**Exercise input:**
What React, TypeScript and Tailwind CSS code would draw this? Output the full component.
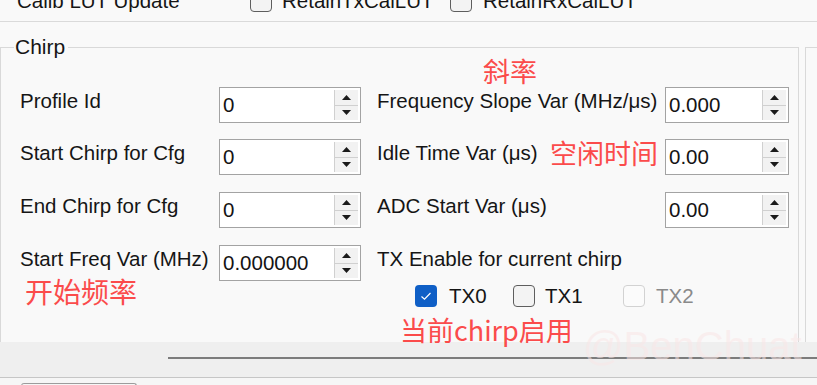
import React from "react";

function Arrow({ down }: { down?: boolean }) {
  return (
    <svg width="9" height="5" viewBox="0 0 9 5">
      <polygon points={down ? "0,0 9,0 4.5,5" : "0,5 4.5,0 9,5"} fill="#1a1a1a" />
    </svg>
  );
}

function Spin({ value, width }: { value: string; width: string }) {
  return (
    <div className={`flex h-[36px] ${width} border border-[#a3a3a3] bg-white`}>
      <div className="flex flex-1 items-center pl-[3px] text-[20.5px] leading-none text-[#141414]">
        {value}
      </div>
      <div className="my-[2px] mr-[2px] flex w-[24px] flex-col border-l border-[#d0d0d0]">
        <div className="flex flex-1 items-center justify-center border-b border-[#d0d0d0] bg-[#f2f2f2]">
          <Arrow />
        </div>
        <div className="flex flex-1 items-center justify-center bg-[#f2f2f2]">
          <Arrow down />
        </div>
      </div>
    </div>
  );
}

function Box({ kind }: { kind: "checked" | "empty" | "disabled" }) {
  if (kind === "checked") {
    return (
      <div className="flex h-[22px] w-[22px] items-center justify-center rounded-[4px] bg-[#0f5fc6]">
        <svg width="14" height="12" viewBox="0 0 14 12">
          <polyline points="2.5,6.5 5.5,9.2 11.5,3" fill="none" stroke="#ffffff" strokeWidth="1.2" />
        </svg>
      </div>
    );
  }
  if (kind === "disabled") {
    return <div className="h-[22px] w-[22px] rounded-[4px] border border-[#d2d2d2] bg-[#fbfbfb]" />;
  }
  return <div className="h-[22px] w-[22px] rounded-[4px] border-[1.5px] border-[#5e5e5e] bg-[#f3f3f3]" />;
}

function Row({
  left,
  leftValue,
  right,
  rightValue,
  mt,
}: {
  left: string;
  leftValue: string;
  right: string;
  rightValue?: string;
  mt: string;
}) {
  return (
    <div className={`flex items-start ${mt}`}>
      <div className="mt-[2px] w-[218px] pl-[19px] leading-[24px]">{left}</div>
      <Spin value={leftValue} width="w-[142px]" />
      <div className="ml-[16px] mt-[2px] w-[288px] leading-[24px]">{right}</div>
      {rightValue !== undefined && <Spin value={rightValue} width="w-[124px]" />}
    </div>
  );
}

export default function App() {
  return (
    <div className="relative h-[385px] w-[817px] overflow-hidden bg-[#f9f9f9] font-['Liberation_Sans',Arial,sans-serif] text-[20.5px] text-[#151515]">
      <div className="h-[342px] overflow-hidden">
        {/* top strip */}
        <div className="h-[22px] overflow-hidden border-b border-[#dadada]">
          <div className="mt-[-11px] flex h-[24px] items-center">
            <div className="w-[250px] pl-[17px] leading-[24px]">Calib LUT Update</div>
            <Box kind="empty" />
            <div className="ml-[10px] w-[168px] leading-[24px]">RetainTxCalLUT</div>
            <Box kind="empty" />
            <div className="ml-[11px] leading-[24px]">RetainRxCalLUT</div>
          </div>
        </div>

        <div className="mt-[13px] flex items-start">
          <fieldset className="h-[400px] w-[799px] border border-[#d9d9d9]">
            <legend className="ml-[13px] pl-[1px] pr-[3px] text-[21px] leading-[24px]">Chirp</legend>
            <div className="pt-[28px]">
              <Row mt="mt-0" left="Profile Id" leftValue="0" right="Frequency Slope Var (MHz/μs)" rightValue="0.000" />
              <Row mt="mt-[16px]" left="Start Chirp for Cfg" leftValue="0" right="Idle Time Var (μs)" rightValue="0.00" />
              <Row mt="mt-[17px]" left="End Chirp for Cfg" leftValue="0" right="ADC Start Var (μs)" rightValue="0.00" />
              <div className="mt-[17px] flex items-start">
                <div className="mt-[2px] w-[218px] pl-[19px] leading-[24px]">Start Freq Var (MHz)</div>
                <Spin value="0.000000" width="w-[142px]" />
                <div className="ml-[16px] mt-[2px] flex flex-col">
                  <div className="leading-[24px]">TX Enable for current chirp</div>
                  <div className="ml-[38px] mt-[13px] flex items-center">
                    <div className="flex w-[98px] items-center">
                      <Box kind="checked" />
                      <span className="ml-[12px] leading-[24px]">TX0</span>
                    </div>
                    <div className="flex w-[110px] items-center">
                      <Box kind="empty" />
                      <span className="ml-[10px] leading-[24px]">TX1</span>
                    </div>
                    <div className="flex items-center">
                      <Box kind="disabled" />
                      <span className="ml-[11px] leading-[24px] text-[#8a8a8a]">TX2</span>
                    </div>
                  </div>
                </div>
              </div>
            </div>
          </fieldset>
          <div className="ml-[6px] mt-[12px] h-[400px] flex-1 border-l border-t border-[#d9d9d9]" />
        </div>
      </div>

      {/* bottom splitter band */}
      <div className="h-[36px] border-b border-[#c6c6c6] bg-[#efefef] pt-[15px]">
        <div className="ml-[168px] h-[2px] bg-[#7c7c7c]" />
      </div>
      <div className="h-[7px] bg-[#f6f6f6] pt-[5px]">
        <div className="ml-[21px] h-[4px] w-[116px] rounded-t-[3px] border-x border-t border-[#9c9c9c]" />
      </div>

      {/* red annotations */}
      <div className="absolute left-[483px] top-[57px] font-['Noto_Sans_CJK_SC',sans-serif] text-[27px] leading-[27px] text-[#fb4b4b]">
        斜率
      </div>
      <div className="absolute left-[550px] top-[139px] font-['Noto_Sans_CJK_SC',sans-serif] text-[27px] leading-[27px] text-[#fb4b4b]">
        空闲时间
      </div>
      <div className="absolute left-[25px] top-[277px] font-['Noto_Sans_CJK_SC',sans-serif] text-[28px] leading-[28px] text-[#fb4b4b]">
        开始频率
      </div>
      <div className="absolute left-[400px] top-[316px] font-['Noto_Sans_CJK_SC',sans-serif] text-[27px] leading-[27px] text-[#fb4b4b]">
        当前chirp启用
      </div>

      {/* watermark */}
      <div className="absolute left-[583px] top-[326px] text-[40px] leading-[40px] text-[rgba(250,230,230,0.55)]">
        @BenChuat
      </div>
    </div>
  );
}
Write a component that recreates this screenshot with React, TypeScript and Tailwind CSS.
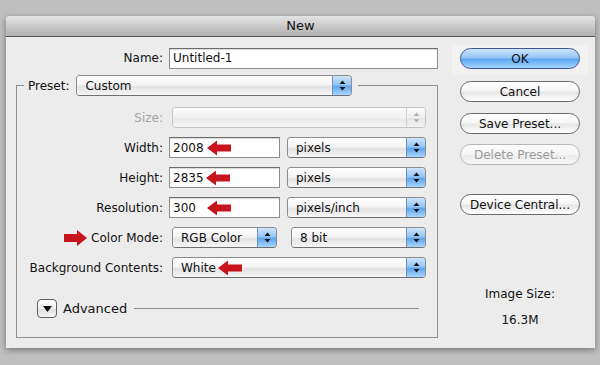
import React from "react"

const font = "font-['DejaVu_Sans',_'Liberation_Sans',_sans-serif]"

function UpDown({ disabled }: { disabled?: boolean }) {
  const c = disabled ? "#b0b0b0" : "#111"
  return (
    <svg width="7" height="11" viewBox="0 0 7 11">
      <path d="M3.5 0.5 L6.5 4 L0.5 4 Z" fill={c} />
      <path d="M0.5 7 L6.5 7 L3.5 10.5 Z" fill={c} />
    </svg>
  )
}

function Popup({ value, className, disabled }: { value: string; className: string; disabled?: boolean }) {
  return (
    <div
      className={`flex h-[21px] overflow-hidden rounded-[4px] border ${
        disabled ? "border-[#c4c4c4]" : "border-[#8c8c8c] border-b-[#6f6f6f]"
      } ${className}`}
    >
      <div
        className={`flex flex-1 items-center pl-[8px] ${
          disabled
            ? "bg-[linear-gradient(#fbfbfb,#f1f1f1_50%,#e9e9e9_55%,#f4f4f4)] text-[#a0a0a0]"
            : "bg-[linear-gradient(#ffffff,#f4f4f4_45%,#e2e2e2_58%,#f7f7f7)] text-[#111]"
        }`}
      >
        {value}
      </div>
      <div
        className={`flex w-[19px] items-center justify-center border-l ${
          disabled
            ? "border-[#d2d2d2] bg-[linear-gradient(#fbfbfb,#efefef_50%,#e6e6e6_55%,#f3f3f3)]"
            : "border-[#6f8fbf] bg-[linear-gradient(#cfe5fb,#94c6f6_45%,#5fa6ee_56%,#a9d7fd)]"
        }`}
      >
        <UpDown disabled={disabled} />
      </div>
    </div>
  )
}

function RedArrow({ left }: { left: string }) {
  return (
    <svg className={`absolute top-1/2 -translate-y-1/2 ${left}`} width="24" height="15" viewBox="0 0 24 15">
      <path d="M0 7.5 L10 0 L10 4 L24 4 L24 11 L10 11 L10 15 Z" fill="#c8141c" />
    </svg>
  )
}

function TextField({ value, className, arrow }: { value: string; className: string; arrow?: string }) {
  return (
    <div
      className={`relative flex h-[21px] items-center border border-[#8e8e8e] border-t-[#6c6c6c] bg-white pl-[3px] text-[#111] shadow-[inset_0_1px_1px_rgba(0,0,0,0.15)] ${className}`}
    >
      {value}
      {arrow && <RedArrow left={arrow} />}
    </div>
  )
}

function Button({ label, primary, disabled }: { label: string; primary?: boolean; disabled?: boolean }) {
  let look = "border-[#6a6a6a] bg-[linear-gradient(#ffffff,#f6f6f6_45%,#e6e6e6_55%,#ffffff)] text-[#111]"
  if (primary) look = "border-[#3b5793] bg-[linear-gradient(#cde5fc,#93c6f6_45%,#5ea6f0_55%,#a4d7fe)] text-[#111]"
  if (disabled) look = "border-[#b6b6b6] bg-[linear-gradient(#fdfdfd,#f4f4f4_50%,#ececec_55%,#f8f8f8)] text-[#9b9b9b]"
  return (
    <div className={`flex h-[21px] w-[120px] items-center justify-center rounded-full border ${look}`}>
      {label}
    </div>
  )
}

function Row({ label, disabled, children, pre }: { label: string; disabled?: boolean; children: React.ReactNode; pre?: React.ReactNode }) {
  return (
    <div className="flex h-[21px] items-center">
      <div className={`flex w-[146px] items-center justify-end gap-[4px] ${disabled ? "text-[#a3a3a3]" : "text-[#111]"}`}>
        {pre}
        {label}:
      </div>
      {children}
    </div>
  )
}

export default function App() {
  return (
    <div className={`h-[365px] w-[600px] bg-[#bfbfbf] px-[6px] pt-[16px] text-[12px] ${font}`}>
      <div className="h-[332px] w-[589px] overflow-hidden rounded-t-[4px] bg-[#ececec] shadow-[0_2px_6px_rgba(0,0,0,0.4)]">
        {/* title bar */}
        <div className="flex h-[21px] items-center justify-center border-b border-[#555] bg-[linear-gradient(#e4e4e4,#b0b0b0)] text-[13px] text-[#111]">
          New
        </div>

        <div className="flex">
          {/* left side */}
          <div className="ml-[10px] w-[422px] pt-[11px]">
            <div className="flex h-[20px] items-center">
              <div className="w-[147px] text-right text-[#111]">Name:</div>
              <TextField value="Untitled-1" className="ml-[6px] h-[20px] w-[269px]" />
            </div>

            <fieldset className="mt-[7px] h-[263px] border border-[#8f8f8f]">
              <legend className="ml-[7px] flex items-center pl-[4px] pr-[6px] text-[#111]">
                Preset:
                <Popup value="Custom" className="ml-[7px] h-[20px] w-[276px]" />
              </legend>

              <div className="flex flex-col gap-[9px] pt-[11px]">
                <Row label="Size" disabled>
                  <Popup value="" disabled className="ml-[9px] h-[20px] w-[254px]" />
                </Row>
                <Row label="Width">
                  <TextField value="2008" className="ml-[6px] w-[111px]" arrow="left-[37px]" />
                  <Popup value="pixels" className="ml-[7px] w-[139px]" />
                </Row>
                <Row label="Height">
                  <TextField value="2835" className="ml-[6px] w-[111px]" arrow="left-[36px]" />
                  <Popup value="pixels" className="ml-[7px] w-[139px]" />
                </Row>
                <Row label="Resolution">
                  <TextField value="300" className="ml-[6px] w-[111px]" arrow="left-[37px]" />
                  <Popup value="pixels/inch" className="ml-[7px] w-[139px]" />
                </Row>
                <Row
                  label="Color Mode"
                  pre={
                    <svg width="23" height="16" viewBox="0 0 23 16">
                      <path d="M23 8 L13 0 L13 4 L0 4 L0 12 L13 12 L13 16 Z" fill="#c8141c" />
                    </svg>
                  }
                >
                  <Popup value="RGB Color" className="ml-[9px] w-[105px]" />
                  <Popup value="8 bit" className="ml-[14px] w-[135px]" />
                </Row>
                <Row label="Background Contents">
                  <div className="relative ml-[9px] w-[254px]">
                    <Popup value="White" className="w-full" />
                    <RedArrow left="left-[46px]" />
                  </div>
                </Row>
              </div>

              <div className="mr-[18px] mt-[21px] flex h-[19px] items-center pl-[20px]">
                <div className="flex h-[19px] w-[20px] items-center justify-center rounded-[4px] border border-[#5f5f5f] bg-[linear-gradient(#ffffff,#f0f0f0_50%,#dedede_55%,#f6f6f6)]">
                  <svg width="9" height="6" viewBox="0 0 9 6">
                    <path d="M0 0 L9 0 L4.5 6 Z" fill="#111" />
                  </svg>
                </div>
                <span className="ml-[6px] text-[13px] text-[#111]">Advanced</span>
                <div className="ml-[7px] h-px flex-1 bg-[#8f8f8f]" />
              </div>
            </fieldset>
          </div>

          {/* right side */}
          <div className="ml-[14px] flex w-[136px] flex-col items-center pt-[8px]">
            <div className="flex w-full justify-center bg-[#f1f1f1] pb-[5px] pt-[3px]">
              <Button label="OK" primary />
            </div>
            <div className="mt-[7px]">
              <Button label="Cancel" />
            </div>
            <div className="mt-[11px]">
              <Button label="Save Preset..." />
            </div>
            <div className="mt-[10px]">
              <Button label="Delete Preset..." disabled />
            </div>
            <div className="mt-[29px]">
              <Button label="Device Central..." />
            </div>
            <div className="mt-[70px] text-[#111]">Image Size:</div>
            <div className="mt-[8px] text-[#111]">16.3M</div>
          </div>
        </div>
      </div>
    </div>
  )
}
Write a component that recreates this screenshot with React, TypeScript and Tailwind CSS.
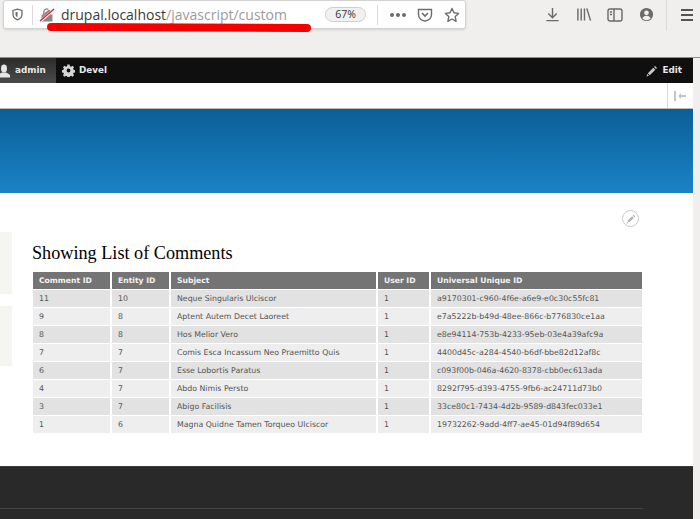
import React from "react";

const rows = [
  ["11", "10", "Neque Singularis Ulciscor", "1", "a9170301-c960-4f6e-a6e9-e0c30c55fc81"],
  ["9", "8", "Aptent Autem Decet Laoreet", "1", "e7a5222b-b49d-48ee-866c-b776830ce1aa"],
  ["8", "8", "Hos Melior Vero", "1", "e8e94114-753b-4233-95eb-03e4a39afc9a"],
  ["7", "7", "Comis Esca Incassum Neo Praemitto Quis", "1", "4400d45c-a284-4540-b6df-bbe82d12af8c"],
  ["6", "7", "Esse Lobortis Paratus", "1", "c093f00b-046a-4620-8378-cbb0ec613ada"],
  ["4", "7", "Abdo Nimis Persto", "1", "8292f795-d393-4755-9fb6-ac24711d73b0"],
  ["3", "7", "Abigo Facilisis", "1", "33ce80c1-7434-4d2b-9589-d843fec033e1"],
  ["1", "6", "Magna Quidne Tamen Torqueo Ulciscor", "1", "19732262-9add-4ff7-ae45-01d94f89d654"],
];
const headers = ["Comment ID", "Entity ID", "Subject", "User ID", "Universal Unique ID"];
const widths = ["w-[77px]", "w-[57px]", "w-[205px]", "w-[51px]", "w-[211px]"];

export default function App() {
  return (
    <div className="relative h-[519px] w-[700px] overflow-hidden bg-[#f1efee] font-['DejaVu_Sans',sans-serif]">
      {/* Browser chrome */}
      <div className="flex h-[58px] items-start border-b border-[#8f8f8d] pl-[3px]">
        <div className="relative flex h-[29px] w-[463px] items-center rounded-[3px] border border-[#d5d3d1] bg-white font-['Open_Sans',sans-serif] shadow-sm">
          <svg viewBox="0 0 16 16" className="ml-[7px] h-[13px] w-[13px]" fill="none" stroke="#6a6a6a" strokeWidth="1.6">
            <path d="M8 1.500 2.500 3v5c0 3 2.500 5.300 5.500 6.500 3-1.200 5.500-3.500 5.500-6.500V3z" />
            <path d="M8 4.500 5.500 5.300V8c0 1.500 1.200 2.700 2.500 3.500z" fill="#6a6a6a" stroke="none" />
          </svg>
          <div className="ml-[8px] h-[20px] w-px bg-[#dcdad8]" />
          <svg viewBox="0 0 16 16" className="ml-[6px] h-[16px] w-[16px]">
            <path d="M2.500 14.500V8.500L10 2.500a3 3 0 0 1 1.800 2.500V7.500h1.700v7z" fill="#8a8a8a" />
            <path d="M4.800 7V5a3 3 0 0 1 4.500-2.600" fill="none" stroke="#8a8a8a" strokeWidth="1.300" />
            <path d="M1 14.500 15 2.500" stroke="#ffffff" strokeWidth="2.600" />
            <path d="M1 14 15 2" stroke="#ee1a3a" strokeWidth="1.400" />
          </svg>
          <div className="ml-[6px] text-[14px] leading-none text-[#3b3b3b]">
            drupal.localhost<span className="text-[#9b9b9b]">/javascript/custom</span>
          </div>
          <div className="ml-auto flex items-center">
            <div className="mr-[11px] flex h-[15px] w-[41px] items-center justify-center rounded-full border border-[#cfcfcf] bg-[#f1f1f1] text-[10.500px] text-[#333]">67%</div>
            <div className="h-[20px] w-px bg-[#dcdad8]" />
            <div className="ml-[12px] flex gap-[2px]">
              <span className="h-[4px] w-[4px] rounded-full bg-[#6c6c6c]" />
              <span className="h-[4px] w-[4px] rounded-full bg-[#6c6c6c]" />
              <span className="h-[4px] w-[4px] rounded-full bg-[#6c6c6c]" />
            </div>
            <svg viewBox="0 0 16 16" className="ml-[11px] h-[16px] w-[16px]" fill="none" stroke="#6c6c6c" strokeWidth="1.400">
              <path d="M1.500 2.500h13v5a6.500 6.500 0 0 1-13 0z" />
              <path d="m5 6 3 3 3-3" strokeWidth="1.600" />
            </svg>
            <svg viewBox="0 0 16 16" className="ml-[11px] mr-[5px] h-[16px] w-[16px]" fill="none" stroke="#6c6c6c" strokeWidth="1.400">
              <path d="m8 1.500 2 4.300 4.600.6-3.400 3.200.9 4.700L8 12l-4.100 2.300.9-4.700L1.400 6.400 6 5.800z" strokeLinejoin="round" />
            </svg>
          </div>
        </div>
        <div className="ml-[79px] flex h-[29px] items-center">
          <svg viewBox="0 0 16 16" className="h-[15px] w-[15px]" fill="none" stroke="#6a6a6a" strokeWidth="1.500">
            <path d="M8 1v10M3.500 7 8 11.500 12.500 7M1.500 14.500h13" />
          </svg>
          <svg viewBox="0 0 16 16" className="ml-[16px] h-[15px] w-[16px]" fill="none" stroke="#6a6a6a" strokeWidth="1.500">
            <path d="M1.500 1.500v13M5 1.500v13M8.500 1.500v13M11 1.500l4 13" />
          </svg>
          <svg viewBox="0 0 16 16" className="ml-[15px] h-[16px] w-[16px]" fill="none" stroke="#6a6a6a" strokeWidth="1.400">
            <rect x="1" y="2" width="14" height="12" rx="2" />
            <path d="M7 2v12M3 5h2M3 7.500h2" />
          </svg>
          <svg viewBox="0 0 16 16" className="ml-[16px] h-[15px] w-[15px]">
            <circle cx="8" cy="8" r="7" fill="#6a6a6a" />
            <circle cx="8" cy="6.200" r="2.500" fill="#f1efee" />
            <path d="M3.500 12c1-2 2.800-2.800 4.500-2.800s3.500.8 4.500 2.800C11 13.500 9.500 14 8 14s-3-.5-4.500-2z" fill="#f1efee" />
          </svg>
          <div className="ml-[12px] h-[31px] w-px self-start bg-[#dddbd9]" />
          <div className="ml-[14px] flex w-[12px] flex-col gap-[3px]">
            <span className="h-[2px] bg-[#555]" />
            <span className="h-[2px] bg-[#555]" />
            <span className="h-[2px] bg-[#555]" />
          </div>
        </div>
      </div>

      <svg className="absolute left-[47px] top-[22px]" width="266" height="11" viewBox="0 0 266 11">
        <path d="M4 5 C80 6 180 5 260 6" stroke="#f40000" strokeWidth="8" strokeLinecap="round" fill="none" />
      </svg>

      {/* Page */}
      <div className="w-[693px] bg-white">
        {/* Toolbar */}
        <div className="flex h-[25px] items-center bg-[#0f0f0f] text-[8.800px] font-bold text-[#e8e8e8]">
          <div className="flex h-full w-[56px] items-center bg-gradient-to-b from-[#2c2c2c] to-[#4a4a4a]">
            <svg viewBox="0 0 12 13" className="ml-[-2px] h-[14px] w-[12px]" fill="#e6e6e6">
              <ellipse cx="6" cy="4" rx="3" ry="4" />
              <path d="M0 13v-2c0-1.500 3-2.500 4-3h4c1 .5 4 1.500 4 3v2z" />
            </svg>
            <span className="ml-[5px]">admin</span>
          </div>
          <svg viewBox="0 0 24 24" className="ml-[6px] h-[13px] w-[13px]" fill="#d6d6d6">
            <path d="M10 1h4l.6 3 2.200.9 2.600-1.700 2.800 2.800-1.700 2.600.9 2.200 3 .6v4l-3 .6-.9 2.200 1.700 2.600-2.800 2.800-2.600-1.700-2.200.9-.6 2.200h-4l-.6-2.200-2.200-.9-2.600 1.700-2.800-2.800 1.700-2.600-.9-2.200-3-.6v-4l3-.6.9-2.200L1.800 6l2.800-2.800 2.600 1.700L9.400 4zM12 8.500a3.500 3.500 0 1 0 0 7 3.500 3.500 0 0 0 0-7z" fillRule="evenodd" />
          </svg>
          <span className="ml-[4px]">Devel</span>
          <svg viewBox="0 0 12 12" className="ml-auto h-[12px] w-[12px]" fill="#c9c9c9">
            <path d="M9 1l2 2-1 1-2-2zM7.300 2.700l2 2-5.500 5.500-2-2zM1.200 9 3 10.800l-2.500.7z" />
          </svg>
          <span className="ml-[4px] mr-[11px]">Edit</span>
        </div>
        {/* Tray */}
        <div className="flex h-[26px] justify-end border-b border-[#bdbdbd] bg-white">
          <div className="flex w-[26px] items-center justify-center gap-[2px] border-l border-[#d8d8d8] pr-[2px]">
            <span className="h-[10px] w-[2px] bg-[#c4c4c4]" />
            <svg viewBox="0 0 8 6" className="h-[6px] w-[8px]" fill="#c4c4c4">
              <path d="M0 3 3 0v2h5v2H3v2z" />
            </svg>
          </div>
        </div>
        {/* Header band */}
        <div className="h-[84px] bg-gradient-to-b from-[#0b5f97] to-[#1b83c7]" />
        {/* Content */}
        <div className="relative h-[273px] bg-white">
          <div className="absolute left-0 top-[39px] h-[62px] w-[12px] bg-[#f5f5f2]" />
          <div className="absolute left-0 top-[113px] h-[60px] w-[12px] bg-[#f5f5f2]" />
          <div className="absolute left-[622px] top-[17px] flex h-[17px] w-[17px] items-center justify-center rounded-full border border-[#c9c9c9] bg-white">
            <svg viewBox="0 0 12 12" className="h-[10px] w-[10px]" fill="#b3b3b3">
              <path d="M9 1l2 2-1 1-2-2zM7.300 2.700l2 2-5.500 5.500-2-2zM1.200 9 3 10.800l-2.500.7z" />
            </svg>
          </div>
          <div className="pl-[32px] pt-[49px]">
            <h1 className="font-['Liberation_Serif',serif] text-[18.200px] leading-[22px] text-black">Showing List of Comments</h1>
            <div className="mt-[8px] flex w-[611px] flex-col text-[7.820px]">
              <div className="flex h-[17px] items-stretch gap-[2px] pl-px text-[7.650px] font-bold text-[#f2f2f2]">
                {headers.map((h, i) => (
                  <div key={h} className={`${widths[i]} flex items-center bg-[#747474] pl-[6px]`}>
                    {h}
                  </div>
                ))}
              </div>
              {rows.map((r, idx) => (
                <div key={r[4]} className="mt-px flex h-[17px] items-stretch gap-[2px] pl-px text-[#555555]">
                  {r.map((c, i) => (
                    <div key={i} className={`${widths[i]} flex items-center pl-[6px] ${idx % 2 === 0 ? "bg-[#e2e2e2]" : "bg-[#eeeeee]"}`}>
                      {c}
                    </div>
                  ))}
                </div>
              ))}
            </div>
          </div>
        </div>
        {/* Footer */}
        <div className="h-[53px] border-t border-[#3a3a3a] bg-[#292929] pt-[41px]">
          <div className="h-px w-[643px] bg-[#444444]" />
        </div>
      </div>
    </div>
  );
}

**Short task:** Check each line above for the word "React", and copy the lines where it appears.

**Output:**
What React, TypeScript and Tailwind CSS code would draw this? Output the full component.
import React from "react";
Write a component that recreates this screenshot with React, TypeScript and Tailwind CSS.
import React from "react"
function Row({ label, disabled, children, pre }: { label: string; disabled?: boolean; children: React.ReactNode; pre?: React.ReactNode }) {
Write a component that recreates this screenshot with React, TypeScript and Tailwind CSS.
import React from "react";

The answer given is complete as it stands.